- Bubiyan Island incident: Part of the 2026 Iran war
| Date | 1 May 2026 |
| Location | Bubiyan Island, Kuwait |
| Result | Kuwaiti victory |

Belligerents
- Kuwait: Iran

Strength
- Unknown: 6 IRGC troops

Casualties and losses
- 1 injured: 4 captured

= 2026 Bubiyan Island raid =

2026 Iran war raid

On 1 May 2026, Iran allegedly dispatched six troops of the Islamic Revolutionary Guard Corps (IRGC) to Bubiyan Island in Kuwait, according to the latter. The IRGC and Kuwait Armed Forces exchanged fire, resulting in the injury of one Kuwaiti soldier. Four of the IRGC troops were captured, while the remainder fled. The incident took place during the ceasefire of the 2026 Iran war. The Iranian foreign ministry rejected the allegation, claiming the four officers accidentally entered Kuwaiti waters due to a navigation system failure.

== Background ==

On 28 February 2026, following the outbreak of the 2026 Iran war caused by the airstrikes on Iran by the United States and Israel, Iran began launching a series of retaliatory strikes on U.S. bases and U.S.-allied Arab countries in West Asia, which included strikes on Kuwait. Iran repeatedly attacked Kuwait International Airport with drone strikes.

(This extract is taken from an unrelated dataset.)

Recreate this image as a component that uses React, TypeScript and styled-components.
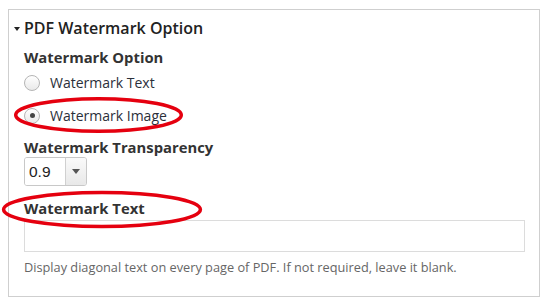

Bubiyan island hosts the China-funded Mubarak Al Kabeer Port as part of China's Belt and Road Initiative.

== Raid ==
According to the Kuwaiti interior ministry, on 1 May 2026, the six IRGC troops were sent aboard a rented fishing boat to infiltrate the strategically important Bubiyan Island, which is southwest of the mouth of the Shatt al-Arab river that divides Iraq and Iran. The ministry identified all six troops and said they included lieutenants of the Islamic Republic of Iran Navy and Islamic Republic of Iran Army. The four captured attackers were identified as two IRGC naval captains, an IRGC naval lieutenant, and an IRGC army lieutenant. The two escapees included Navy Captain Mansour Qambari and the boat's captain Abdulali Kazem Siamari.

Kuwait said that the men were sent to carry out "hostile acts" and that four of the six were detained; the remaining two escaped. On 3 May, Kuwait announced that one of its security officials had been wounded in the attack, but it was not until 12 May that it accused Iran of the attack. Iran has not acknowledged the attack.

== Reactions ==
The Kuwaiti Ministry of Foreign Affairs condemned the incursion as a "flagrant violation" of Kuwaiti sovereignty and a grave breach of international law, and demanded Iran to immediately and unconditionally cease "unlawful hostile acts." Kuwait also reserved its right to self-defense, holding Iran fully responsible for the attack.

Bahrain condemned the infiltration and affirmed Kuwait's "full right to take all necessary measures to safeguard its sovereignty and protect its people."

The Iranian foreign ministry dismissed the allegation as "absolutely baseless" and stated that the four officers had entered Kuwaiti seas by mistake "due to a disruption in the navigation system". Iranian foreign minister Abbas Araghchi condemned the attack on the Iranian boat and detention of four Iranian citizens and said that Iran reserves the right to respond. He described the attack as an "illegal act" which "took place near island used by the U.S. to attack Iran."